Last year was a breakthrough year for subsea compression. Elaine Maslin surveys the projects that came online and discovers what became of Ormen Lange.
Subsea compression at Ormen Lange. How it could have looked. Image from Statoil.
After some 30 years in development, subsea compression is finally proving its worth offshore Norway, at least in part.
Late September, Statoil, which installed the world’s first subsea gas compression system on the Åsgard field, said the system had been “running like a Swiss clock with practically no stops or interruptions,” with close to 100% system regularity, since it came onstream a year earlier.

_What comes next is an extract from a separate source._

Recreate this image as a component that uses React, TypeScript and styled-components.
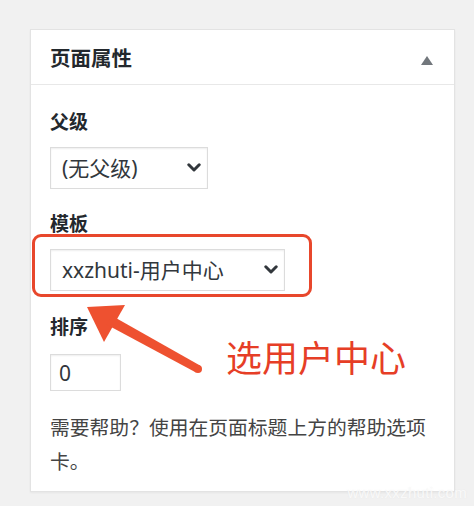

It has already helped increase production by some 16 MMboe and is expected to boost recovery from the Mikkel and Midgard reservoirs by as much as 306 MMboe, corresponding to a medium-sized field on the Norwegian Continental Shelf (NCS) and extending the fields’ life to 2032. The recovery rate from the Midgard and Mikkel reservoirs on Åsgard has been raised from 67% to 87% and from 59% to 84%, respectively.
Meanwhile, the Gullfaks wet gas compression project, which came online after the Åsgard project, on Statoil’s Gullfaks field, also offshore Norway, has had a slower start, having been taken offline after a subsea cable leak was discovered in December. Both compressors installed on the project were removed (OE: October 2016). Statoil has said, following evaluation of the umbilical involved, it would be looking to reinstall the system by mid-2017.
A third project had also been a contender to be one of the first subsea compression projects – Ormen Lange, a 120km step out offshore Norway. However, while its operator, Shell, halted the project in 2014, citing costs and reservoir data, it continued work on a pilot project to demonstrate the feasibility of subsea compression.
OE revealed in August that the subsea power distribution system on this project had been qualified and, late August during ONS, GE Oil & Gas said that the whole system had been qualified, at Shell’s test facility at Nyhamna, Norway. GE described it as the world’s first subsea gas compression system with a full subsea power supply, transmission and distribution system, using GE’s Blue-CTM compressor (a centrifugal compressor designed for subsea).
Ormen Lange was discovered in 1997 and has been producing since 2007, in 600-1100m water depth in the southern part of the Norwegian Sea, about 130km northwest of Kristiansund.
An aerial view of the Nyhamna facility. Photo from Shell.
Clare McIntyre, Ormen Lange business opportunity manager, says that Shell is still looking at the options for the development. “[In 2014,] we took a step back. The cost was too high and it was not going to be economic,” she says. “We have time and will take time. We want to find an economic solution that gives the best solution and we are still very much in a period of looking widely at different technologies.” McIntyre says that despite stopping the project in 2014, Shell continued the pilot project. “The technology from the pilot is one of the concepts we could consider for the future,” she says. “It is in the running, along with a number of other concepts.” But, to be a contender, costs will have to come down, which could potentially be helped by Statoil’s experience on Åsgard.
While other concepts will be looked at for Ormen Lange, Shell said that it was installing two new compressors at Nyhamna to raise the output capacity at the field and McIntyre says that even a floating facility could be considered. McIntyre says that Shell also sees the value of subsea compression technology.
“We see the benefit for other fields in the future, along with subsea separation, or a Gullfaks-type of wet gas compression solution, for example,” she says.
Late September, Shell said that the two new compressors at Nyhamna would increase output capacity to 70 MMcm/d, from the current ca.50 MMcm/d. Separately, Shell said it’s also planning to increase capacity at the gas processing plant to 84 MMcm/d, from 70 MMcm/d, to accommodate the future output from Statoil’s Aasta Hansteen development, which is expected to start production in Q4 2018.
McIntyre says a lot of the work has focused on debottlenecking Nyhamna. “We believe there is a lot more we can get out using the existing facilities,” she said during ONS.
Meanwhile, in case it has a failure on Åsgard, Statoil has a complete 12 module spare train sitting on a quayside in Norway, plus process intervention equipment at the ready.
Torstein Vintersto, vice president, project management, Statoil, told ONS that the project has given the operator a new tool in its kit, complete with intervention systems, and lessons learned during the first phase of operations. Through an online system developed by Statoil, the firm is able to go in to the highly instrumented system at any time, online, to see what is happening.
“We see significant cost reduction potential through simplification, standardization and industrialization,” he told ONS. That should be music to Shell’s ears.